## WHAT THE TASK ASKS:
Among the entries below, find the lines with "this" and copy them.

## RECORDS PROVIDED:
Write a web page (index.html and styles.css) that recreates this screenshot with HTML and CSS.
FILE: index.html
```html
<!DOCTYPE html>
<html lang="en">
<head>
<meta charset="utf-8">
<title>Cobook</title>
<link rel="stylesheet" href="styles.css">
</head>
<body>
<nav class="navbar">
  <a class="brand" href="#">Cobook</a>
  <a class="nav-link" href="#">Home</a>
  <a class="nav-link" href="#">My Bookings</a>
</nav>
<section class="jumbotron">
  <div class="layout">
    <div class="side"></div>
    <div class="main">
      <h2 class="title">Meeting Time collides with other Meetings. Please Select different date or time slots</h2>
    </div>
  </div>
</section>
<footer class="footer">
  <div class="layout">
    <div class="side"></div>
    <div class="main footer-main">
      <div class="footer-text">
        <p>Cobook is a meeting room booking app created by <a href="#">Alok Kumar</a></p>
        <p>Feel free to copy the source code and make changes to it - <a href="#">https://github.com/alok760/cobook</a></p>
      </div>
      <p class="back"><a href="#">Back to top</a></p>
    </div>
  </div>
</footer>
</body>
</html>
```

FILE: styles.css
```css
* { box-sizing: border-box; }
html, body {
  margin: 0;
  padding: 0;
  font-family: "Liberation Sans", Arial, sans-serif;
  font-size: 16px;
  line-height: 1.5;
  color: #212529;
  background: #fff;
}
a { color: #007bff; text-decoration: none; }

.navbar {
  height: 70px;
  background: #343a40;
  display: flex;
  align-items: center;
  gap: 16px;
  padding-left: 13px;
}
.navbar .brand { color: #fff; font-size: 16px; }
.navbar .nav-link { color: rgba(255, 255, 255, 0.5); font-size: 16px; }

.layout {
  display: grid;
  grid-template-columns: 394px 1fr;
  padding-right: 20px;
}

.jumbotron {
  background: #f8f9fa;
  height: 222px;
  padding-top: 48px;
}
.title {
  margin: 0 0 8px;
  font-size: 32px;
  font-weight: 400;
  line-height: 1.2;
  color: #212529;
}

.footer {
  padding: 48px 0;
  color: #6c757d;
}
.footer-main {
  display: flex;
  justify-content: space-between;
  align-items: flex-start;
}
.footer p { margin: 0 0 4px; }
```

--

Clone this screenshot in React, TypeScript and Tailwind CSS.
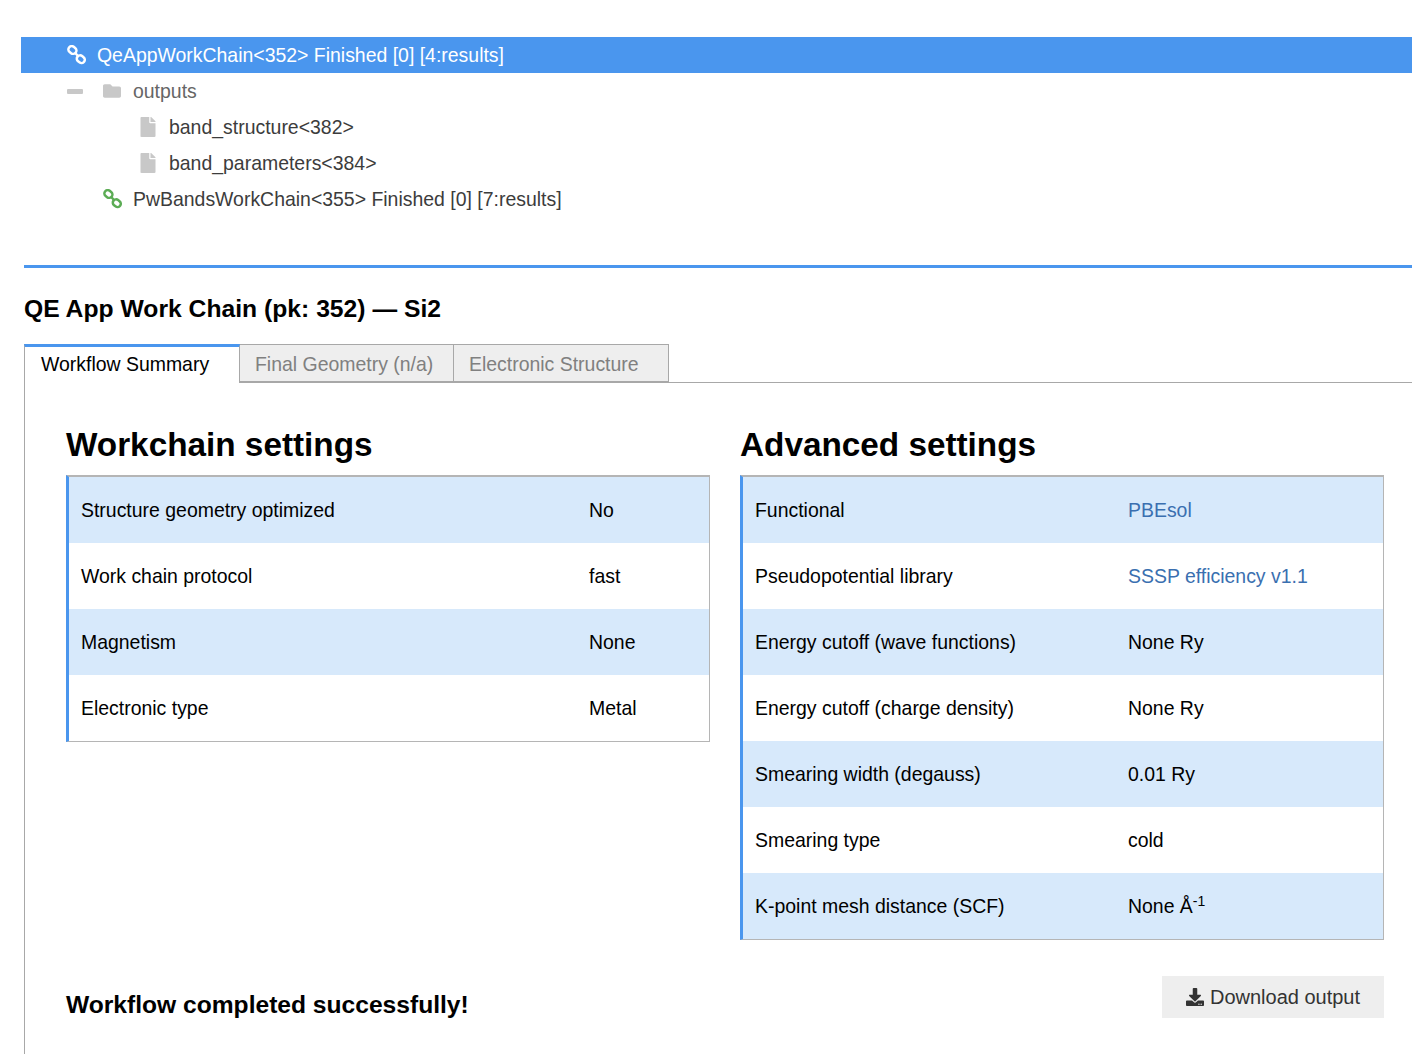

## THE ANSWER:
Write a web page (index.html and styles.css) that recreates this screenshot with HTML and CSS.
Clone this screenshot in React, TypeScript and Tailwind CSS.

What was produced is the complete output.